Monster Hunter fans have had to wait more than three years for a new entry in this power-selling franchise. With Monster Hunter Rise launching exclusively on Nintendo Switch this week, and with critics having now weighed in – read our Monster Hunter Rise review here – let’s look at which game is better: Monster Hunter Rise or Monster Hunter World?
When it was originally unveiled last summer, there was plenty of scepticism surrounding Monster Hunter Rise. After the terrific triumph of Monster Hunter World, followed up by the spectacular Iceborne expansion, news that the next game in the series would be focusing on Nintendo’s handheld immediately sparked questions as to how much of a step down Monster Hunter Rise would be from a technical standpoint.
Monster Hunter Rise vs. Monster Hunter World: Presentation
From The Legend of Zelda: Breath of Wild and Skyrim to DOOM: Eternal, the Nintendo Switch has continued to surprise us with the scale and fidelity of its software library, even if it has to occasionally rely on tricks such as cloud streaming shortcuts for games like Hitman 3.
Side by side, Monster Hunter World is easily the more technically accomplished game of the two. The sheer scale and detail of its busy biomes outmatches Monster Hunter Rise, though not by a huge degree. The developers at Capcom have been immensely clever with their latest game, adopting a more vertical approach and creating maps that are begging to be climbed and scaled.
This is very much a case of top-notch presentation versus portability. If you prefer playing Monster Hunter on-the-go or curled up on the sofa in handheld mode, then cutting edge visuals really don’t matter.
Monster Hunter Rise vs. Monster Hunter World: Innovation
Over the course of its seventeen year history, Monster Hunter has gradually introduced new features. Some, like Palico companions, go on to become core mechanics whereas others, like swimming, have been shelved.
Monster Hunter World changed up the formula in a number of interesting ways. When it came to expanding the series’ trademark action gameplay, it introduced the Slinger – an arm mounted attachment capable of harvesting projectiles from your surroundings, then firing them at monsters. Iceborne evolved this into the Clutch Claw which added the ability to latch onto targets while giving players new moves for each of the 14 weapon classes.

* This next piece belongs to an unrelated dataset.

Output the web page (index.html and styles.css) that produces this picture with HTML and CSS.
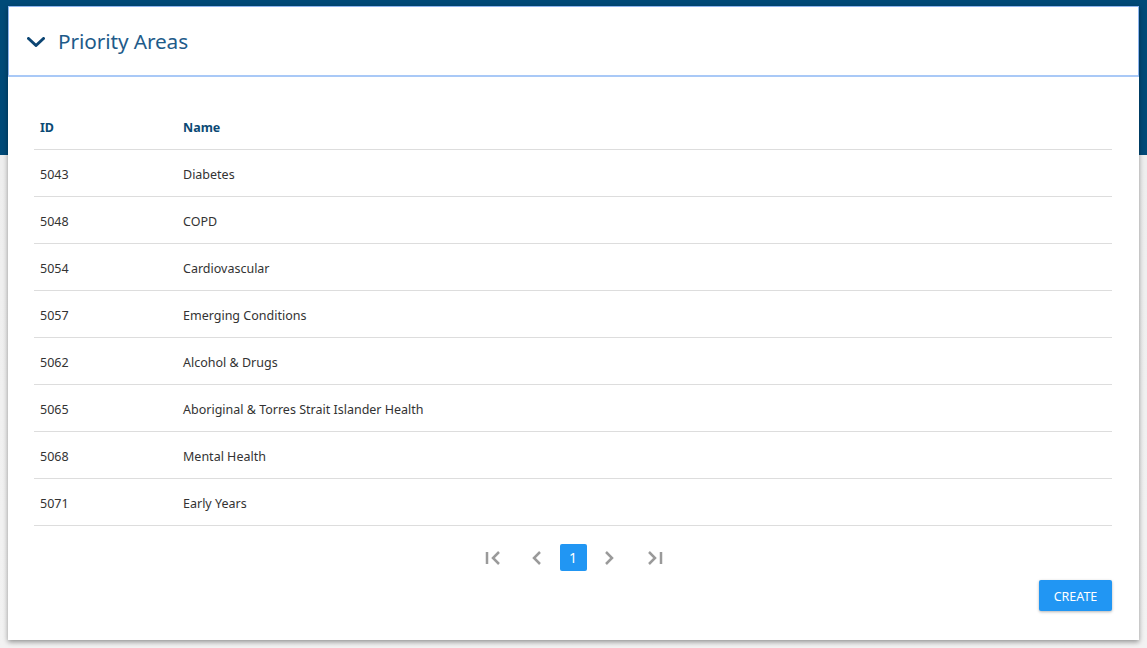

Meanwhile, Monster Hunter Rise has invented the Wirebug. Channelling your inner Spider-Man, you can use this device to swing through the air or zip towards terrain and monsters. Much like the Clutch Claw, it adds a whole host of new moves to your arsenal called Silkbind attacks. The extra mobility and utility the Wirebug affords outmatches the Slinger, hands down.
Monster Hunter Rise vs. Monster Hunter World: Accessibility
One common question asked about Monster Hunter Rise is whether it’s easier than Monster Hunter World. Having blitzed through the main story quests in less than a dozen hours, we pondered the same question. In a nutshell, Rise is certainly more approachable and forgiving, but it’s far from being a cakewalk.

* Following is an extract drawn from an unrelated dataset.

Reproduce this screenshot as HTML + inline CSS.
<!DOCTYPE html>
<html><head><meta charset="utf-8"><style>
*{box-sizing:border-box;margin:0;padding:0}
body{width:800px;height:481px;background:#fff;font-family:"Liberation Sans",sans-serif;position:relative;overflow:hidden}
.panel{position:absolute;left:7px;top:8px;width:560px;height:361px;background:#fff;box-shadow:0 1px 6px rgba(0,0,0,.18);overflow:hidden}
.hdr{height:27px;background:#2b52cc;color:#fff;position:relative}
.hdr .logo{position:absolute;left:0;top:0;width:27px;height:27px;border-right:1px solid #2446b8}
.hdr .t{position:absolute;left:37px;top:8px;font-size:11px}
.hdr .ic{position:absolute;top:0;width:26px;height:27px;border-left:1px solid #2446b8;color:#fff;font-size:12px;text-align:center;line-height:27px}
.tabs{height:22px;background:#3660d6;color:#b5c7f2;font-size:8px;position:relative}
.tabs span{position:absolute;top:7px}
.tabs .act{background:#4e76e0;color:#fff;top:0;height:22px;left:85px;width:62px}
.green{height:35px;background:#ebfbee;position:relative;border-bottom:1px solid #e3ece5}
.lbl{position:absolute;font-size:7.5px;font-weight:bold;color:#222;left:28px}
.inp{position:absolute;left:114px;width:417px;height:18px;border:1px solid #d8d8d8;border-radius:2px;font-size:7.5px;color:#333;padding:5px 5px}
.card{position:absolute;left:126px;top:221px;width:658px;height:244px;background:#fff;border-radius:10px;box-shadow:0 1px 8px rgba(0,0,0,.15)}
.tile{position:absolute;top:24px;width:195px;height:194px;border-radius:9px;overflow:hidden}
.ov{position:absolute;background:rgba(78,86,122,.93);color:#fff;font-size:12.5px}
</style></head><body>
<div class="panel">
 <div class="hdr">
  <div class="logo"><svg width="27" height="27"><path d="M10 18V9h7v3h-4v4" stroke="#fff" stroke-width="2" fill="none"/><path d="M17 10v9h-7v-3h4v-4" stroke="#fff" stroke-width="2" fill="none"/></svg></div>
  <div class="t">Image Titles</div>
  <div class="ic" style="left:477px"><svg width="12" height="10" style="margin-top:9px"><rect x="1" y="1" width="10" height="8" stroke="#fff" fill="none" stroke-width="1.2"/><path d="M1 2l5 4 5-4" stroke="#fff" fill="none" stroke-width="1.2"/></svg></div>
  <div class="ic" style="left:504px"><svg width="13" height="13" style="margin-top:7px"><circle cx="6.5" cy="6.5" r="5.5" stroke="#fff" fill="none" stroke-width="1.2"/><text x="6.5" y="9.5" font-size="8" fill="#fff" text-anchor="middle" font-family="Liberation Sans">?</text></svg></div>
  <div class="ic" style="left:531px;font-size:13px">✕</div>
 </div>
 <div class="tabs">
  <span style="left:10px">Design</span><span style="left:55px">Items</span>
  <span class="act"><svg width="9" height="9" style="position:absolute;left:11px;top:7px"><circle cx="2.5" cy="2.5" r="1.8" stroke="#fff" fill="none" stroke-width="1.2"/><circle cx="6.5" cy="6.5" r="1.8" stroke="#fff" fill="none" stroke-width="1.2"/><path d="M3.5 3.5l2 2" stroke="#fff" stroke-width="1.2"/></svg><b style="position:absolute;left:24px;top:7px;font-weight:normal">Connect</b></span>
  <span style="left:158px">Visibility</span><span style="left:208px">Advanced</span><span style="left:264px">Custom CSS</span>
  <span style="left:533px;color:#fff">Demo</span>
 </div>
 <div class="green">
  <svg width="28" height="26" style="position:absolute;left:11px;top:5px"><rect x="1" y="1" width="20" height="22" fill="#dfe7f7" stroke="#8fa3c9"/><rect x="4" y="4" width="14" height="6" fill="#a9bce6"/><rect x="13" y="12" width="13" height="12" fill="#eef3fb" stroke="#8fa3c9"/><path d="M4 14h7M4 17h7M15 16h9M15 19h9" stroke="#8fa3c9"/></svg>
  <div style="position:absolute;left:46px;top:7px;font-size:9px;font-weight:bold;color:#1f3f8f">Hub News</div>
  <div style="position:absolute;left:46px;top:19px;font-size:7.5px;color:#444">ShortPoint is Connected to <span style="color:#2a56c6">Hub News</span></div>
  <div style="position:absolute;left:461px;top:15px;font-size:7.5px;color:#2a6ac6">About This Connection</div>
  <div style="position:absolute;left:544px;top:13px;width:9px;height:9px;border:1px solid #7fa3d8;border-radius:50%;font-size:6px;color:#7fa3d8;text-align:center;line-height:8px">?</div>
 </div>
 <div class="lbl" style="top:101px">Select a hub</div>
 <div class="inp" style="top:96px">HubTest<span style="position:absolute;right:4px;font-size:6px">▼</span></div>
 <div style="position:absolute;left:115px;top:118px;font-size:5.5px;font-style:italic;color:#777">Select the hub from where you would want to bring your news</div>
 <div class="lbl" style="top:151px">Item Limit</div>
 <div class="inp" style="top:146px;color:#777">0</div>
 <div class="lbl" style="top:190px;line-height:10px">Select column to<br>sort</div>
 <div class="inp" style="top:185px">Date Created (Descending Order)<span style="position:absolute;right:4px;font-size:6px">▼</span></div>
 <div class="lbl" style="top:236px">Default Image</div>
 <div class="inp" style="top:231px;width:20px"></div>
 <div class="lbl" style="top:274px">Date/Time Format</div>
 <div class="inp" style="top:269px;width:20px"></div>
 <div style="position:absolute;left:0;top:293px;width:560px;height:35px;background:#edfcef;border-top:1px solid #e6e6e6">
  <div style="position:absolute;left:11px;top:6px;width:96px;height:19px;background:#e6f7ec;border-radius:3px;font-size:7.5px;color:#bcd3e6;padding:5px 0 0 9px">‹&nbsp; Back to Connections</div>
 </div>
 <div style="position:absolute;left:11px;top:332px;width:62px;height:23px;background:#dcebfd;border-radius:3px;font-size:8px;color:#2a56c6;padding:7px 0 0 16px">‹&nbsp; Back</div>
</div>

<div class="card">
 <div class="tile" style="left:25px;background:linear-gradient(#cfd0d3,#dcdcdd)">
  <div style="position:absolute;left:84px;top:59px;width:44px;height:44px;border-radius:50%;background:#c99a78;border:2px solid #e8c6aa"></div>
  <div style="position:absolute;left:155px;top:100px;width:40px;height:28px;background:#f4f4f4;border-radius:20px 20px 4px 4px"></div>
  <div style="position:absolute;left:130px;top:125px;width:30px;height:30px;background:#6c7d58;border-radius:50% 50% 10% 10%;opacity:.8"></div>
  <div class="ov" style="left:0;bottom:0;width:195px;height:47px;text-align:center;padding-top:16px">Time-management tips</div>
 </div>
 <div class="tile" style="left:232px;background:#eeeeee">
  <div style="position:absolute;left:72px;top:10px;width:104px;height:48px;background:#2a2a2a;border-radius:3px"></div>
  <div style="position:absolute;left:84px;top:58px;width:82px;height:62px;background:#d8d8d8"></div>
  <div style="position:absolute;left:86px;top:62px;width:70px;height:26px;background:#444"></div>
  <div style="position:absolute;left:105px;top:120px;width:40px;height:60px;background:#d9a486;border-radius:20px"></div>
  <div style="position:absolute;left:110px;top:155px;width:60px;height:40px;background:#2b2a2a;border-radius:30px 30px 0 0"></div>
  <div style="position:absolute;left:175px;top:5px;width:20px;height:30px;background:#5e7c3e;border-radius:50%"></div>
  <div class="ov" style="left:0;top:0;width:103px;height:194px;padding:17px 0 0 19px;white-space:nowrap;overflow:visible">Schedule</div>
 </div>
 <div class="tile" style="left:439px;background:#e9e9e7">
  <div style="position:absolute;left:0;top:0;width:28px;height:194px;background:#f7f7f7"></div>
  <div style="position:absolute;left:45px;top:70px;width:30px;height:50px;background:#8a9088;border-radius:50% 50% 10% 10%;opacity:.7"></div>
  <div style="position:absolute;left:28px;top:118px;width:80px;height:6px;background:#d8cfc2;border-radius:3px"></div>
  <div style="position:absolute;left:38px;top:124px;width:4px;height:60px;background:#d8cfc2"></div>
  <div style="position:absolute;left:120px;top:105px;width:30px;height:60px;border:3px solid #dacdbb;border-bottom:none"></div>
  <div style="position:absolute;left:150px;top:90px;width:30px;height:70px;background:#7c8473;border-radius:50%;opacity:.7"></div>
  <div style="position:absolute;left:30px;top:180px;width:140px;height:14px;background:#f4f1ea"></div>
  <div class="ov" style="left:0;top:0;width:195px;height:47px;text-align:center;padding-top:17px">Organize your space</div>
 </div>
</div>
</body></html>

The aforementioned Wirebug, along with powerful new Palamute and Palico companions, definitely tip the odds in your favour, even when throwing down against the game’s most fearsome monsters. The companions alone can dish out heavy damage while also drawing a target’s attention, while the Wirebug empowers each weapon with deadly special attacks and easier ways of repositioning for the optimum attacking angle.

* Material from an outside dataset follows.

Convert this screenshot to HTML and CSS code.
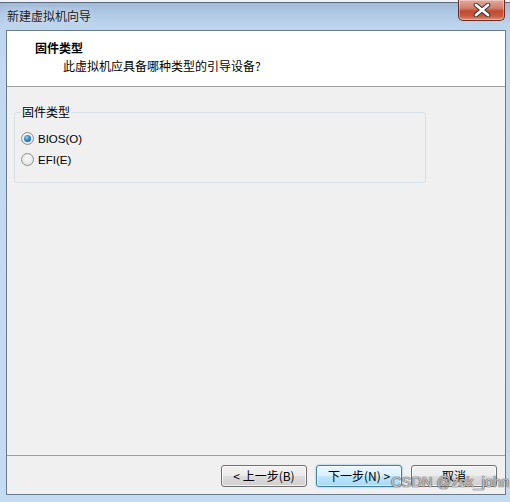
FILE: index.html
```html
<!DOCTYPE html>
<html lang="zh-CN">
<head>
<meta charset="utf-8">
<title>新建虚拟机向导</title>
<link rel="stylesheet" href="styles.css">
</head>
<body>
<div class="window">
  <div class="titlebar">
    <span class="title">新建虚拟机向导</span>
    <button class="close" type="button" aria-label="关闭">
      <svg width="20" height="14" viewBox="0 0 20 14">
        <path d="M4 2 L16 12 M16 2 L4 12" stroke="#3a2a2a" stroke-width="4.6" stroke-linecap="round"/>
        <path d="M4 2 L16 12 M16 2 L4 12" stroke="#ffffff" stroke-width="2.8" stroke-linecap="round"/>
      </svg>
    </button>
  </div>
  <div class="client">
    <div class="header">
      <div class="h-title">固件类型</div>
      <div class="h-sub">此虚拟机应具备哪种类型的引导设备?</div>
    </div>
    <div class="body">
      <fieldset class="group">
        <legend class="legend">固件类型</legend>
        <label class="radio-row"><span class="radio checked"></span><span class="rlabel">BIOS(O)</span></label>
        <label class="radio-row"><span class="radio"></span><span class="rlabel">EFI(E)</span></label>
      </fieldset>
    </div>
    <div class="footer">
      <button class="btn" type="button">&lt; 上一步(B)</button>
      <button class="btn btn-default" type="button">下一步(N) &gt;</button>
      <button class="btn" type="button">取消</button>
    </div>
  </div>
  <div class="watermark">CSDN @zsk_john</div>
</div>
</body>
</html>
```
FILE: styles.css
```css
html, body {
  margin: 0;
  padding: 0;
}
body {
  width: 510px;
  height: 502px;
  overflow: hidden;
  font-family: "Noto Sans CJK SC", "Liberation Sans", sans-serif;
  font-size: 12px;
  color: #000;
}
.window {
  position: relative;
  width: 510px;
  height: 502px;
  box-sizing: border-box;
  display: flex;
  flex-direction: column;
  background:
    linear-gradient(to bottom, #eef2f7 0, #eef2f7 2px, #5d6b7c 2px, #5d6b7c 3px, transparent 3px),
    linear-gradient(to bottom, #9fbad8 3px, #b0c9e4 14px, #bcd4ec 26px, #c3d9f0 60px, #c5dbf1 100%);
}
.titlebar {
  height: 30px;
  display: flex;
  align-items: flex-start;
  flex: none;
}
.title {
  margin-top: 8px;
  margin-left: 7px;
  line-height: 16px;
  color: #1a1a24;
  text-shadow: 0 0 6px rgba(255,255,255,0.8);
}
.close {
  margin-left: auto;
  margin-right: 5px;
  width: 47px;
  height: 21px;
  padding: 0;
  border: 1px solid #6c2a22;
  border-top: none;
  border-radius: 0 0 5px 5px;
  background: linear-gradient(to bottom, #e2a99c 0, #d3806d 40%, #c24a33 55%, #c85a3e 80%, #dc9277 100%);
  box-shadow: inset 0 0 0 1px rgba(255,255,255,0.35);
  display: flex;
  align-items: center;
  justify-content: center;
}
.close svg {
  display: block;
}
.client {
  flex: 1;
  margin: 0 4px 7px 6px;
  border: 1px solid #6b7b8e;
  display: flex;
  flex-direction: column;
  background: #f0f0f0;
}
.header {
  height: 56px;
  background: #fff;
  border-bottom: 1px solid #a0a0a0;
  padding-top: 9px;
  box-sizing: border-box;
  flex: none;
}
.h-title {
  font-weight: bold;
  padding-left: 28px;
  line-height: 16px;
}
.h-sub {
  padding-left: 56px;
  line-height: 16px;
  margin-top: 2px;
}
.body {
  flex: 1;
  padding: 17px 0 0 7px;
  border-bottom: 1px solid #a0a0a0;
}
.group {
  margin: 0;
  width: 412px;
  height: 79px;
  box-sizing: border-box;
  border: 1px solid #d5dfe5;
  border-radius: 3px;
  padding: 8px 0 0 6px;
}
.legend {
  padding: 0 1px;
  line-height: 16px;
  color: #000;
}
.radio-row {
  display: flex;
  align-items: center;
  height: 21px;
  gap: 3px;
}
.radio {
  width: 13px;
  height: 13px;
  box-sizing: border-box;
  border-radius: 50%;
  border: 1px solid #8e8f8f;
  background: radial-gradient(circle at 50% 40%, #fcfcfc 0, #e8e8e8 60%, #d2d2d2 100%);
  display: flex;
  align-items: center;
  justify-content: center;
  flex: none;
}
.radio.checked::after {
  content: "";
  width: 7px;
  height: 7px;
  border-radius: 50%;
  background: radial-gradient(circle at 40% 35%, #8fd0f4 0, #2a83c3 50%, #13467a 100%);
}
.rlabel {
  font-family: "Liberation Sans", "DejaVu Sans", sans-serif;
  font-size: 11.5px;
  margin-left: 1px;
}
.footer {
  height: 38px;
  flex: none;
  display: flex;
  justify-content: flex-end;
  gap: 9px;
  padding: 9px 8px 0 0;
  box-sizing: border-box;
}
.btn {
  width: 86px;
  height: 22px;
  padding: 0;
  border: 1px solid #707070;
  border-radius: 3px;
  background: linear-gradient(to bottom, #f2f2f2 0, #ebebeb 50%, #dddddd 50%, #cfcfcf 100%);
  box-shadow: inset 0 0 0 1px rgba(255,255,255,0.7);
  font-family: "Noto Sans CJK SC", "Liberation Sans", sans-serif;
  font-size: 12px;
  line-height: 18px;
  color: #000;
}
.btn-default {
  border-color: #3c7fb1;
  background: linear-gradient(to bottom, #eaf6fd 0, #d9f0fc 50%, #bee6fd 50%, #a7d9f5 100%);
  box-shadow: inset 0 0 0 1px rgba(255,255,255,0.6), 0 0 2px #5fb2e8;
}
.watermark {
  position: absolute;
  left: 391px;
  top: 474px;
  font-family: "Liberation Sans", sans-serif;
  font-size: 14.5px;
  color: rgba(235,235,235,0.75);
  text-shadow: 0 0 1px #555, 0 0 1px #555, 0 0 1px #777;
  letter-spacing: 0.1px;
}
```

That air of easiness definitely begins to fade as you start to tackle high rank assignments. Issued via the Gathering Hub, these encounters are clearly designed for multiplayer, dialling up the total hit points and lethality of the Monster Hunter Rise bestiary.
In terms of overall accessibility, Rise is the better choice. Although World made huge strides in streamlining the established formula and making it more player-friendly, this latest game goes even further. From the way it divides single player and co-op content to the spread of new mechanics that can help dominate monsters, Monster Hunter Rise doesn’t kneecap its monsters, it simply gives you even more inventive ways to dispatch them.
Monster Hunter Rise vs. Monster Hunter World: Impact
There’s a reason why Monster Hunter Rise isn’t grabbing as many 9s or 10s as Monster Hunter World: impact. For those who have followed the series for years now (some of us tracing our hunting careers back to OG Monster Hunter) World was such a massive step up, especially when compared to earlier entries in this now beloved series.
Capcom had struggled for so long to catch the eye of western audiences, many writing the series off as being both overrated and overly complicated. Those rough edges were worn down, Monster Hunter World banishing much of the needless busywork to focus more on action.
Somehow, Monster Hunter Rise continues to refine and streamline while also layering on its own interesting new ideas. I’ve found the game almost impossible to put down, but even I can’t argue that it’s had more of an impact on the series than Monster Hunter World did.
That doesn’t mean Monster Hunter Rise isn’t the better game, though. This is the most fun I’ve had with the series since picking up Monster Hunter Freedom 2 and it just goes to show that Capcom’s landmark action RPG is still best enjoyed as a handheld experience.